Perhaps the python_binary authors know about the libraries they are using and scanning for requirements files might be a phrase they aha on
Maybe worth a shot
w
are you saying some 3rdparty lib could be doing their own scanning on requirements.txt?
hence the zip mode, it will fail to find ours and works accidentally?
e
Yes
That is the wild ass guess I've been referring to
Its also where strace comes in. If you note a requirements file read and then some socket operations, fishy
w
Gotcha. thanks so much John!

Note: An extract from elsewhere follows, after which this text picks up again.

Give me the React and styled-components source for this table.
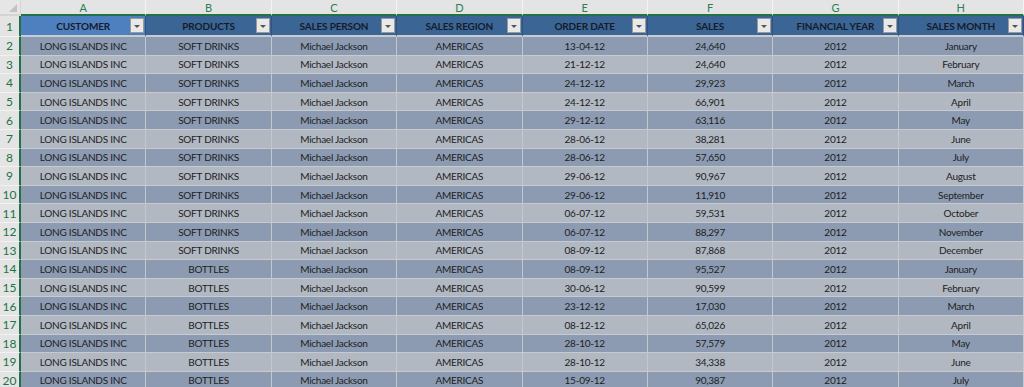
import React from "react";
import styled, { createGlobalStyle } from "styled-components";

const GlobalStyle = createGlobalStyle`
  html, body {
    margin: 0;
    padding: 0;
    background: #ffffff;
    overflow: hidden;
  }
  body {
    font-family: Lato, "Open Sans", sans-serif;
  }
`;

const COLUMNS = [
  { letter: "A", title: "CUSTOMER" },
  { letter: "B", title: "PRODUCTS" },
  { letter: "C", title: "SALES PERSON" },
  { letter: "D", title: "SALES REGION" },
  { letter: "E", title: "ORDER DATE" },
  { letter: "F", title: "SALES" },
  { letter: "G", title: "FINANCIAL YEAR" },
  { letter: "H", title: "SALES MONTH" },
];

const raw = [
  ["SOFT DRINKS", "13-04-12", "24,640", "January"],
  ["SOFT DRINKS", "21-12-12", "24,640", "February"],
  ["SOFT DRINKS", "24-12-12", "29,923", "March"],
  ["SOFT DRINKS", "24-12-12", "66,901", "April"],
  ["SOFT DRINKS", "29-12-12", "63,116", "May"],
  ["SOFT DRINKS", "28-06-12", "38,281", "June"],
  ["SOFT DRINKS", "28-06-12", "57,650", "July"],
  ["SOFT DRINKS", "29-06-12", "90,967", "August"],
  ["SOFT DRINKS", "29-06-12", "11,910", "September"],
  ["SOFT DRINKS", "06-07-12", "59,531", "October"],
  ["SOFT DRINKS", "06-07-12", "88,297", "November"],
  ["SOFT DRINKS", "08-09-12", "87,868", "December"],
  ["BOTTLES", "08-09-12", "95,527", "January"],
  ["BOTTLES", "30-06-12", "90,599", "February"],
  ["BOTTLES", "23-12-12", "17,030", "March"],
  ["BOTTLES", "08-12-12", "65,026", "April"],
  ["BOTTLES", "28-10-12", "57,579", "May"],
  ["BOTTLES", "28-10-12", "34,338", "June"],
  ["BOTTLES", "15-09-12", "90,387", "July"],
];

const rows = raw.map(([product, date, sales, month]) => [
  "LONG ISLANDS INC",
  product,
  "Michael Jackson",
  "AMERICAS",
  date,
  sales,
  "2012",
  month,
]);

const App = () => {
  return (
    <>
      <GlobalStyle />
      <Sheet>
        <Row>
          <Corner>
            <CornerMark />
          </Corner>
          {COLUMNS.map((c) => (
            <ColLetter key={c.letter}>{c.letter}</ColLetter>
          ))}
        </Row>
        <HeadRow>
          <RowNum>1</RowNum>
          {COLUMNS.map((c, i) => (
            <HeadCell key={c.letter} $active={i === 0}>
              <span>{c.title}</span>
              <FilterButton>
                <Caret />
              </FilterButton>
            </HeadCell>
          ))}
        </HeadRow>
        {rows.map((r, i) => (
          <DataRow key={i}>
            <RowNum>{i + 2}</RowNum>
            {r.map((v, j) => (
              <Cell key={j} $dark={i % 2 === 0}>
                {v}
              </Cell>
            ))}
          </DataRow>
        ))}
      </Sheet>
    </>
  );
};

export default App;

const Sheet = styled.div`
  width: 1024px;
  height: 387px;
  overflow: hidden;
  background: #ffffff;
`;

const Row = styled.div`
  display: grid;
  grid-template-columns: 21px repeat(8, 1fr);
  height: 16px;
`;

const HeadRow = styled(Row)`
  height: 21px;
`;

const DataRow = styled(Row)`
  height: 18.6px;
`;

const Corner = styled.div`
  position: relative;
  background: #e6e6e6;
  border-right: 1px solid #d4d4d4;
  border-bottom: 2px solid #d4d4d4;
  box-sizing: border-box;
`;

const CornerMark = styled.div`
  position: absolute;
  right: 3px;
  bottom: 2px;
  width: 0;
  height: 0;
  border-left: 8px solid transparent;
  border-bottom: 8px solid #c2c2c2;
`;

const ColLetter = styled.div`
  display: flex;
  align-items: center;
  justify-content: center;
  box-sizing: border-box;
  background: #e4e4e4;
  border-right: 1px solid #f4f4f4;
  border-bottom: 2px solid #217346;
  color: #2e7d55;
  font-family: Lato, sans-serif;
  font-size: 11px;
  padding-top: 1px;
`;

const RowNum = styled.div`
  display: flex;
  align-items: center;
  justify-content: center;
  box-sizing: border-box;
  background: #e4e4e4;
  border-right: 2px solid #217346;
  border-bottom: 1px solid #f2f2f2;
  color: #217346;
  font-family: Lato, sans-serif;
  font-size: 12px;
`;

const HeadCell = styled.div`
  display: flex;
  align-items: center;
  justify-content: center;
  position: relative;
  box-sizing: border-box;
  background: ${(p) => (p.$active ? "#4e80c0" : "#3b6595")};
  border-bottom: 2px solid #c7ccd2;
  border-right: 1px solid #2f5480;
  color: #151b2a;
  font-family: Lato, sans-serif;
  font-weight: 700;
  font-size: 10px;
  letter-spacing: -0.15px;
  padding-right: 14px;
  span {
    padding-left: 14px;
  }
`;

const FilterButton = styled.div`
  position: absolute;
  right: 1px;
  top: 2px;
  width: 14px;
  height: 15px;
  box-sizing: border-box;
  background: #e9e9e9;
  border: 1px solid #9a9a9a;
  display: flex;
  align-items: center;
  justify-content: center;
`;

const Caret = styled.div`
  width: 0;
  height: 0;
  border-left: 3px solid transparent;
  border-right: 3px solid transparent;
  border-top: 3px solid #555555;
  margin-top: 1px;
`;

const Cell = styled.div`
  display: flex;
  align-items: center;
  justify-content: center;
  box-sizing: border-box;
  background: ${(p) => (p.$dark ? "#8c9bb2" : "#b1b8c2")};
  border-right: 1px solid #c3c8cf;
  border-bottom: 1px solid #c6cbd1;
  color: #1d1d1d;
  font-family: Lato, sans-serif;
  font-size: 10px;
  letter-spacing: -0.25px;
  white-space: nowrap;
`;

Will circle back
e
Excellent
w
Found a ‘fix’:
Copy code
-from twitter.infraops.ims.ndb.models.ndb import Base
+from twitter.infraops.ims.ndb.models.ndb import *
whatever the user code does with SQLalchemy seems high dependent on the import order and its side effects
e
Aha. Ok, that I'm happy to class as not a pants problem. Great! Thanks for digging on that Yi!!
w
Sure thing. Thanks so much for the help too!